Not tucked in the corner. Not referenced. Not pictured. Just gone.
And this isn’t a one-off. I’ve been saying this for years. Buffalo media will write epic poems about some small waterfall in Williamsville, but barely mention the greatest tourist attraction on Earth—twenty minutes away. One of the most recognizable places on the planet. A name known in every language.
And if you doubt that, ask Ontario. They’re about to invest billions more on their side of the Falls. Billions. Because they understand what they have.
Before anyone jumps in to say, “Well, the New York side is garbage,” let’s be honest about the history. It wasn’t always this way. For most of the last century—really, for most of the last two or three centuries—the American side was the preferred destination. Look at the classic photographs. Look at the postcards. Prospect Point. The American Falls. The iconic views everyone remembers.
What changed wasn’t geography. It was policy.
Over the last few decades, New York has exercised a massive lack of control over the resources generated by the Falls. Casino revenue leaves the region. Hydropower revenue leaves the region. Even Greenway money that originates in Niagara County gets reallocated—often southward—invested in Buffalo instead of Niagara Falls.
Contrast that with Ontario, where the vast majority—if not all—of the money generated by Niagara Falls stays in Niagara Falls and the surrounding region. And the results speak for themselves.
I know a thing or two about Niagara Falls. I know it ranks alongside the Great Wall of China and the Great Pyramids in total visitors. That’s not hype—it’s reality. And it’s in our backyard.
But because of a municipal boundary—because Niagara Falls sits in Niagara County—it’s been treated like alien territory. Something adjacent, but not fully embraced. Something to reference when it’s useful, and ignore when it’s not.
I talk to visitors all the time through my work. Most of them—yes, most—don’t even know where Buffalo is. They didn’t come for Buffalo. They came for Niagara Falls. Buffalo is, at best, a nearby place they might pass through.
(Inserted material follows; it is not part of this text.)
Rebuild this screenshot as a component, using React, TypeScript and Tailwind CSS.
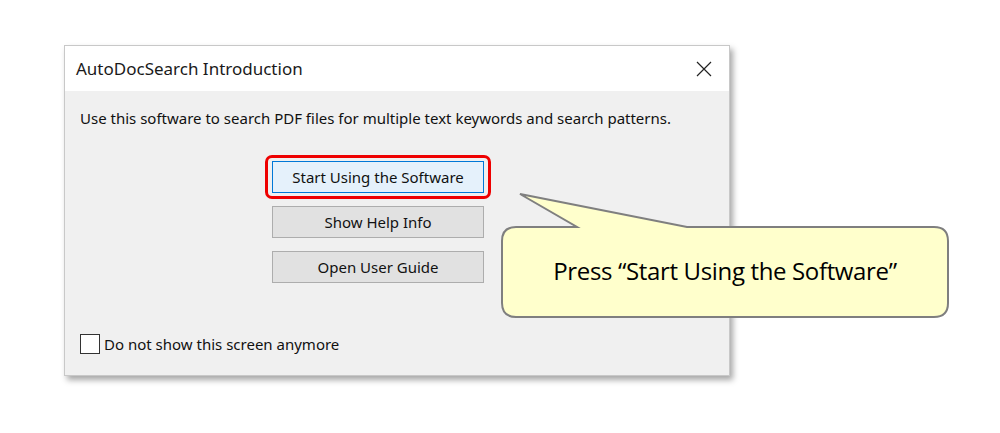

And you might think, “Well, that’s exactly why Buffalo needs the advertising.” But then explain this: Buffalo is more than happy to use the name “Buffalo Niagara” when it helps. The airport. Economic development branding partnerships. Every shared identity imaginable.
Yet when it comes time to market the region to the world, you don’t even see a picture of Niagara Falls.
That isn’t just shortsighted. It’s shameful. It’s stupid. It’s backwards. And it’s parochial.
There’s a phrase for this: the narcissism of small differences. Small communities accentuating minor distinctions and fighting over resources instead of recognizing shared value. That’s exactly what’s happening here.
If Niagara Falls, Ontario invested most of its revenue in Kingston, or Ottawa, or Fort Erie, or somewhere else entirely, people would lose their minds. And they’d be right to.
Niagara Falls is a treasure. The whole world knows it. The only people who seem not to get it are the ones closest to it.
And until that changes, this region will keep underselling the one thing it already owns—and pretending that somehow makes sense.